We’ve launched a new asset, Miners Reward Token. The idea behind it is mining incentivization, more people should have a reason to maintain a full node. It’s important for POS systems, since in a usual set-up all you get in proof-of-stake blockchains as a miner is transaction fees, which are not so big if you don’t have tons of transactions in the network. Probably it would make sense to create a POS system with a block mining bounty as in Bitcoin, but it’s not so easy conceptually, since in POS systems all native tokens are distributed in the genesis block.
So,as a temporary solution, (as long as we don’t have tens of thousands transactions in the network per hour), we will be rewarding miners with a new asset https://t.co/YV4rZdzRTn. Each miner will be receiving 50,40,30,20,10 tokens per mined block, with “halving” taking place each 50000 blocks. The asset will be distributed in about a year.
So where does the value of this asset come from? As you know you can get mining fees on Wavesplatform not only in waves but also in custom tokens. So token issuers should have an incentive to strike a deal with miners regarding accepting their assets as fees. An automated way to do that would be distributing some bounty in the asset to active miners. That could be done through distributing it to the MRT holders, which are exactly that, miners.

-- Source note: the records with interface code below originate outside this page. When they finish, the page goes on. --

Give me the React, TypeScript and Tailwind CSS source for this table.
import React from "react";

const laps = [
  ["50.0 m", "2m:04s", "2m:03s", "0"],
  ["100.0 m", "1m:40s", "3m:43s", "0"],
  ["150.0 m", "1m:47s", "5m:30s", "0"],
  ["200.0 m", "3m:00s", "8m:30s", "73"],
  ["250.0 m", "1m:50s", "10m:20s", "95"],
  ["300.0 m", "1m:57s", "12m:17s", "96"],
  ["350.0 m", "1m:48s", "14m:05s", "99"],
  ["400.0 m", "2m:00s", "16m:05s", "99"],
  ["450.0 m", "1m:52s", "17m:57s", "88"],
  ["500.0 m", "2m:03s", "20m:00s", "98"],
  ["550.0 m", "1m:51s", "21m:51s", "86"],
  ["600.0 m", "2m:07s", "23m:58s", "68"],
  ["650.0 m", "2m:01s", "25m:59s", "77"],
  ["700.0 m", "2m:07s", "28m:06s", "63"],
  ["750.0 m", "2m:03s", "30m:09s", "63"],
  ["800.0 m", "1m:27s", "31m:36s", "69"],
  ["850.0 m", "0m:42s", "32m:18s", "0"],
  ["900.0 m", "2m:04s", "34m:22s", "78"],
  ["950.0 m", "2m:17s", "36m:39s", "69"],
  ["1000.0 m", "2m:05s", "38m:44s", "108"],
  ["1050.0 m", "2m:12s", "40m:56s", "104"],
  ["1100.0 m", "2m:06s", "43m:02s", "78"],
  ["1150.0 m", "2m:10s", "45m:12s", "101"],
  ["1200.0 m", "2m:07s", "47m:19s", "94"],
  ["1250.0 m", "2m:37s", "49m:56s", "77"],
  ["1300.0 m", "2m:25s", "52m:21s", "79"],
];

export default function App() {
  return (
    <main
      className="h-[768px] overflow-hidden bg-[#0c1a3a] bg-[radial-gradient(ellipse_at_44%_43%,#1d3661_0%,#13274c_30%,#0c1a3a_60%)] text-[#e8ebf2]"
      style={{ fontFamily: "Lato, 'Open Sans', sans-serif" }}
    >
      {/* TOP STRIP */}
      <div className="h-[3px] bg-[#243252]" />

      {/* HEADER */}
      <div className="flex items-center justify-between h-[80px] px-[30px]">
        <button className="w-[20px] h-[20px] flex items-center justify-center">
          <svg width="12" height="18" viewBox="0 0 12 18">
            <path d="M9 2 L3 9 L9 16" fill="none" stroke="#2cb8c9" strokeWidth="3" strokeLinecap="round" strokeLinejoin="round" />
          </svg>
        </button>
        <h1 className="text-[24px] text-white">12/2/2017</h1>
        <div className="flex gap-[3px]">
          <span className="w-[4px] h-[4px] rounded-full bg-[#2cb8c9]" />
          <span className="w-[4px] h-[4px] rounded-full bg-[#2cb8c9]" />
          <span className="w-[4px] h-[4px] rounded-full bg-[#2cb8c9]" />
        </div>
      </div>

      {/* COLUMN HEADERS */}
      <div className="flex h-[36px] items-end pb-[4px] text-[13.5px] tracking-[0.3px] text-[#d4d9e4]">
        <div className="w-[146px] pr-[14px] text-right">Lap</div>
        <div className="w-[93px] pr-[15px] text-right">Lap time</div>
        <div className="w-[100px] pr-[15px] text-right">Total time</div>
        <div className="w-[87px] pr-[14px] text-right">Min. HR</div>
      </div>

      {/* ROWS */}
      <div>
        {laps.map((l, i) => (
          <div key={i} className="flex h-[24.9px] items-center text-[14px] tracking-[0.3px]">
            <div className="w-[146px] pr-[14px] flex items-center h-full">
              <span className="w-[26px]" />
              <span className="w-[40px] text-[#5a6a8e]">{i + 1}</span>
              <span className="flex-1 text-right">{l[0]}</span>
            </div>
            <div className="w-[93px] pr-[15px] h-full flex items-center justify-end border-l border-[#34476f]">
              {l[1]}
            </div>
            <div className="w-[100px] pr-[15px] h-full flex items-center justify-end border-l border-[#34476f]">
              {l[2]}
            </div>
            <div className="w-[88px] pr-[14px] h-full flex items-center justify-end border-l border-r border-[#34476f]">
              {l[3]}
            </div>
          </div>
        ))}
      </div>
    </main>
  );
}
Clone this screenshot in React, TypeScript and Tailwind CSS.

On top of that, miners will be able to vote for certain network parameters and issues, similar to the proposed scheme for Waves Community Token. This is a quite flexible tool, so many other ways to use it could come up later.
Blockchains are technical mechanisms of social consensus, so it’s very important to engage system participants in securing and maintaining the network. I believe that MRT is a right step in this direction.